-- Problem details --
Gather every line from the entries below that includes "this".

-- Records for the task --
++++++++

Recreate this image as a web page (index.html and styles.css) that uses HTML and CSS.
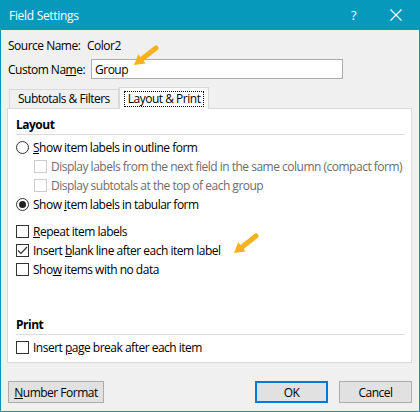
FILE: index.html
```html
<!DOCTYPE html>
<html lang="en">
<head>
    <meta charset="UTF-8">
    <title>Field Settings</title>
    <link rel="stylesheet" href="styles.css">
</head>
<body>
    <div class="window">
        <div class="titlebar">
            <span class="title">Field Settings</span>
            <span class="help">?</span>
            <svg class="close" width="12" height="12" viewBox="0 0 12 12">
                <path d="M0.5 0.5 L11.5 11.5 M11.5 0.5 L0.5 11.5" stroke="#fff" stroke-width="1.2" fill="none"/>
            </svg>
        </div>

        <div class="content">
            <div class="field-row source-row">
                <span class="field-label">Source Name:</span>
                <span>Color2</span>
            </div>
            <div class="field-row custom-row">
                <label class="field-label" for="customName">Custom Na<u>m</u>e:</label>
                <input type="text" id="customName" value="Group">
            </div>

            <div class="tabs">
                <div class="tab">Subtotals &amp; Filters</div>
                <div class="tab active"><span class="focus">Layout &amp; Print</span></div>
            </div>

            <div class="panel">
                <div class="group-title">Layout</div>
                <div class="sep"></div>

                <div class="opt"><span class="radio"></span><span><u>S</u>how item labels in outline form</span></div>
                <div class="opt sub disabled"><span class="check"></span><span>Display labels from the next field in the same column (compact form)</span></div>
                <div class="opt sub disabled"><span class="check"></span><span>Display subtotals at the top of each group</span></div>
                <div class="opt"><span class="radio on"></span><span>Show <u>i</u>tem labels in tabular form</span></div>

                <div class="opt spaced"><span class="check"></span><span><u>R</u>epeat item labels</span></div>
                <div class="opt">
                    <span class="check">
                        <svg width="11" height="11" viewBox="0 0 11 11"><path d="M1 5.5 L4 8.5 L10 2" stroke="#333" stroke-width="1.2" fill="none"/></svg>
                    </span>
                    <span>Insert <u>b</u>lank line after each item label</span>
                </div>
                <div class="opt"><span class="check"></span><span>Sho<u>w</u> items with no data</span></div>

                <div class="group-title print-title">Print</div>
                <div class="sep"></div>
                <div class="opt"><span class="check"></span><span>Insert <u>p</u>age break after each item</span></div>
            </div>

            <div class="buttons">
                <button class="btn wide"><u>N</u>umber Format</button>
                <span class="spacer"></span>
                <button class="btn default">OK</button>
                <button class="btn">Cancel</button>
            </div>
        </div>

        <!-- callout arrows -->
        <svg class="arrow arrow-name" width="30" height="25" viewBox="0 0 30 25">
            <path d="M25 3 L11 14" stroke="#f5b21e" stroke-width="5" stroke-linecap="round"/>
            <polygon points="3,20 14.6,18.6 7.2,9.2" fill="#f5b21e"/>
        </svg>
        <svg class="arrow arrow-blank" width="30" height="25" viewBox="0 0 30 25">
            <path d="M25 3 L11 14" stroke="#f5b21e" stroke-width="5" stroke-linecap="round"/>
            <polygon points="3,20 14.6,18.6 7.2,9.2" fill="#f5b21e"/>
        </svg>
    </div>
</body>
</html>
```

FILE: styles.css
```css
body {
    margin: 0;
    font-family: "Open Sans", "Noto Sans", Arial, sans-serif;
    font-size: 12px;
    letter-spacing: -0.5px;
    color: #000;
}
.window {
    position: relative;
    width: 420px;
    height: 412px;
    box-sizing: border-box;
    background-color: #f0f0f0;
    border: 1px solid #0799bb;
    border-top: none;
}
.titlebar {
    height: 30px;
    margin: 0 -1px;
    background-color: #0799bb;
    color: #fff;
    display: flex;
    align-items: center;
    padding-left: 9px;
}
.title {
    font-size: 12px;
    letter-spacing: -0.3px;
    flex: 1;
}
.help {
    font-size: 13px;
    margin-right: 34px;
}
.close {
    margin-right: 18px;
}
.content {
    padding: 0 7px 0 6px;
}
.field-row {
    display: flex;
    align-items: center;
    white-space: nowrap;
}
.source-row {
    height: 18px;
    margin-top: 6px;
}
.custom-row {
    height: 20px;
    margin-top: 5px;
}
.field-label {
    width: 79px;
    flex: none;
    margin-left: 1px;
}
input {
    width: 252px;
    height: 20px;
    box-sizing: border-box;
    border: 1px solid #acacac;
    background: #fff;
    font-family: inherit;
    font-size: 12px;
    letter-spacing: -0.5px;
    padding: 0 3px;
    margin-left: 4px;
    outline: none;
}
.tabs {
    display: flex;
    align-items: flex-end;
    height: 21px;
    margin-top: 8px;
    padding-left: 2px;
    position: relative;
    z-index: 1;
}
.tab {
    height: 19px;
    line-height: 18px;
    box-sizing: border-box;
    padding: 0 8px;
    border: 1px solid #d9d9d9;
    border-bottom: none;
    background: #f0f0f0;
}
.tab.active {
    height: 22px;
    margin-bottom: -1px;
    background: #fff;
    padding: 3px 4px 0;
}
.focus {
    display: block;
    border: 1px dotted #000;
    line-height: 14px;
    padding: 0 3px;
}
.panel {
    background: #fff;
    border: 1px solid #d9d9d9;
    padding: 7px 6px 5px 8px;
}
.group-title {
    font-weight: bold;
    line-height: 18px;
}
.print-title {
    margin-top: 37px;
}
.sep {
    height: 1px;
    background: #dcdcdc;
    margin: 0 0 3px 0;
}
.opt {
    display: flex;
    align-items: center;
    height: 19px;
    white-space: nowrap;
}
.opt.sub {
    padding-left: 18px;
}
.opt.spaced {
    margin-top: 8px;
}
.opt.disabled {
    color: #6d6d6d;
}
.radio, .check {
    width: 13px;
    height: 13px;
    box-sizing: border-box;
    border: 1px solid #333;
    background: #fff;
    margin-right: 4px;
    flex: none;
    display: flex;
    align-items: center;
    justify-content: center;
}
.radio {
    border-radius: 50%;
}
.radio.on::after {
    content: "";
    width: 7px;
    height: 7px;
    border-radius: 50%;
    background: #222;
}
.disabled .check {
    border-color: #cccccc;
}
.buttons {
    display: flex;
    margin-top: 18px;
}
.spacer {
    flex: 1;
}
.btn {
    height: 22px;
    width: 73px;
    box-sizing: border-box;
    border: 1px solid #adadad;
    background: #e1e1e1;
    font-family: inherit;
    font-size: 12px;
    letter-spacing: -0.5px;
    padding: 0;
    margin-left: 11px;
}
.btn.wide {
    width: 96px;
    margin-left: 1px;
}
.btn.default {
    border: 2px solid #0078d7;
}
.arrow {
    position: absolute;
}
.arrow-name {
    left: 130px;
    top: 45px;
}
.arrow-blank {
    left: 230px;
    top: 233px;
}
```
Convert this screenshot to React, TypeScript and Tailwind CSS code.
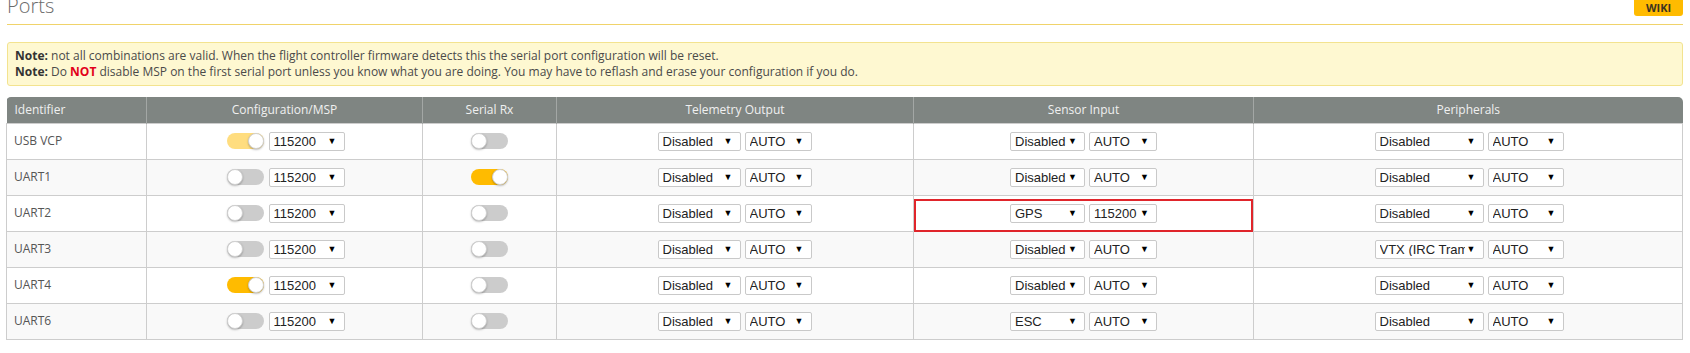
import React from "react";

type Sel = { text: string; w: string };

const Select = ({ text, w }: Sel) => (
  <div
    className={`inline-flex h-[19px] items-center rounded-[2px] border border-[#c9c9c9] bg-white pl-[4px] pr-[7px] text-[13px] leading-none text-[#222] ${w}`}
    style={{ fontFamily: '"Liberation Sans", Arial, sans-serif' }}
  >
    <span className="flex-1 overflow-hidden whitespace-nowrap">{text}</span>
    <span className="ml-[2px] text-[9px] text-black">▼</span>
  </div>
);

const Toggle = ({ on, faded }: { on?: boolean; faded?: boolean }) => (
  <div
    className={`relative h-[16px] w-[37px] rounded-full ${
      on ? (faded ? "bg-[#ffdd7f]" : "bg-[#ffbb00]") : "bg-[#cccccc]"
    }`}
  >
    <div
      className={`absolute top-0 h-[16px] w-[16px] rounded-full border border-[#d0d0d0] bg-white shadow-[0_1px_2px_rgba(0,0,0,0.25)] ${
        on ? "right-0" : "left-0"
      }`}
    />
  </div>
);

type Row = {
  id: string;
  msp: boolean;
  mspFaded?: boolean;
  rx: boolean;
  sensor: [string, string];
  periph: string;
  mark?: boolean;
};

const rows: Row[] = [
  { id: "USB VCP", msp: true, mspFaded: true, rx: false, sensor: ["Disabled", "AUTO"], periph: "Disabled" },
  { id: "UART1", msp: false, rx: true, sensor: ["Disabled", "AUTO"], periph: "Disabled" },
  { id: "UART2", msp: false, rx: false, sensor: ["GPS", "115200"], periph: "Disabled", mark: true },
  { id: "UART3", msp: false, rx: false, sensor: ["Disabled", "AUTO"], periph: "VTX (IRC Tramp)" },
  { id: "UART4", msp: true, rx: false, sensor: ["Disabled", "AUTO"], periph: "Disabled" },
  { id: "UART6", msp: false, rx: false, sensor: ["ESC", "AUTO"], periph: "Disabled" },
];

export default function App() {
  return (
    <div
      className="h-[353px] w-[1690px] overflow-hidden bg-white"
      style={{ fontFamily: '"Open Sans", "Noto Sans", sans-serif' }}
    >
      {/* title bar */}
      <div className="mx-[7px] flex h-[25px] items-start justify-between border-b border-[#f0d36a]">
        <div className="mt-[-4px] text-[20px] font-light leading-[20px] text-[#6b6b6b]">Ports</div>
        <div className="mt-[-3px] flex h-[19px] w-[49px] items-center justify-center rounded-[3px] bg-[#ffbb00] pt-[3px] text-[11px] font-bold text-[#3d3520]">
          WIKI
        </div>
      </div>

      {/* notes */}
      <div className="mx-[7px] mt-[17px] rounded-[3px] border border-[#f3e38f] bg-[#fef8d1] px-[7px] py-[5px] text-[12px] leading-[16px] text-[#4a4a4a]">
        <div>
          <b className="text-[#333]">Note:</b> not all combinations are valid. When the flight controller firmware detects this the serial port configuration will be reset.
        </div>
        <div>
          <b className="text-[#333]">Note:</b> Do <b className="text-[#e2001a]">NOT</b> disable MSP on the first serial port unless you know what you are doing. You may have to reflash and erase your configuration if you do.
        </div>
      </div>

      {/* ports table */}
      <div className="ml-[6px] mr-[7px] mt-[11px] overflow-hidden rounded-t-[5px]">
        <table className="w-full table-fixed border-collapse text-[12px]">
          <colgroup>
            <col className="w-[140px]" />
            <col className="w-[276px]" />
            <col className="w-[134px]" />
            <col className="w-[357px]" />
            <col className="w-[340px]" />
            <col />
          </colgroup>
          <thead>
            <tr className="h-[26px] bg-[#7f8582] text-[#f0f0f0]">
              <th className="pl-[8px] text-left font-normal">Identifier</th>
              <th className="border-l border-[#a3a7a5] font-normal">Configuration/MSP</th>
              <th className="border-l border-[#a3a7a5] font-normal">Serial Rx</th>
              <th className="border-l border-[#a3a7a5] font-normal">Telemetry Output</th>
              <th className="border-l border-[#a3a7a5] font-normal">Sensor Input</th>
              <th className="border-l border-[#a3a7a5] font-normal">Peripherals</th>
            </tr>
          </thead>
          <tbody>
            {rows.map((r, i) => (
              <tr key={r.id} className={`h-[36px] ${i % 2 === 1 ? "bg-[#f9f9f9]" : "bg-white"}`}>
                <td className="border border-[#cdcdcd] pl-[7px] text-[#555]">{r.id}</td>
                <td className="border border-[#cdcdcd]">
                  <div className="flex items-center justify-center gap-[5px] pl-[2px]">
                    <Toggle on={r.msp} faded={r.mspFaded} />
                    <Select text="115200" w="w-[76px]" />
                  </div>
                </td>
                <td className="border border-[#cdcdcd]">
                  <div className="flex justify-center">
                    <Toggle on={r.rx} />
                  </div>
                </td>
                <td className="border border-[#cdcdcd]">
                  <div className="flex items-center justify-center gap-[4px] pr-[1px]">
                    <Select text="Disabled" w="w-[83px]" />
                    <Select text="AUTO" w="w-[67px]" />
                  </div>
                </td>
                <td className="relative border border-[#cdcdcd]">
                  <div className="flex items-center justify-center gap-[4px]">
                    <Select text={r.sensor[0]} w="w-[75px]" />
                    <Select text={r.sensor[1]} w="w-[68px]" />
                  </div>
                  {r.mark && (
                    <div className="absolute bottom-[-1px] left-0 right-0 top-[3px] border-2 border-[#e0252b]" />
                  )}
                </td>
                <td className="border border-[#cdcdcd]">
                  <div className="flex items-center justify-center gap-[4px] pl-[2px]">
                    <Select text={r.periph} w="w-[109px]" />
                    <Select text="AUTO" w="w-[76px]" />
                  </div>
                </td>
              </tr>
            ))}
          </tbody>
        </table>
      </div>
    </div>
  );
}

++++++++

-- Output of the task --
Recreate this image as a web page (index.html and styles.css) that uses HTML and CSS.
Convert this screenshot to React, TypeScript and Tailwind CSS code.
          <b className="text-[#333]">Note:</b> not all combinations are valid. When the flight controller firmware detects this the serial port configuration will be reset.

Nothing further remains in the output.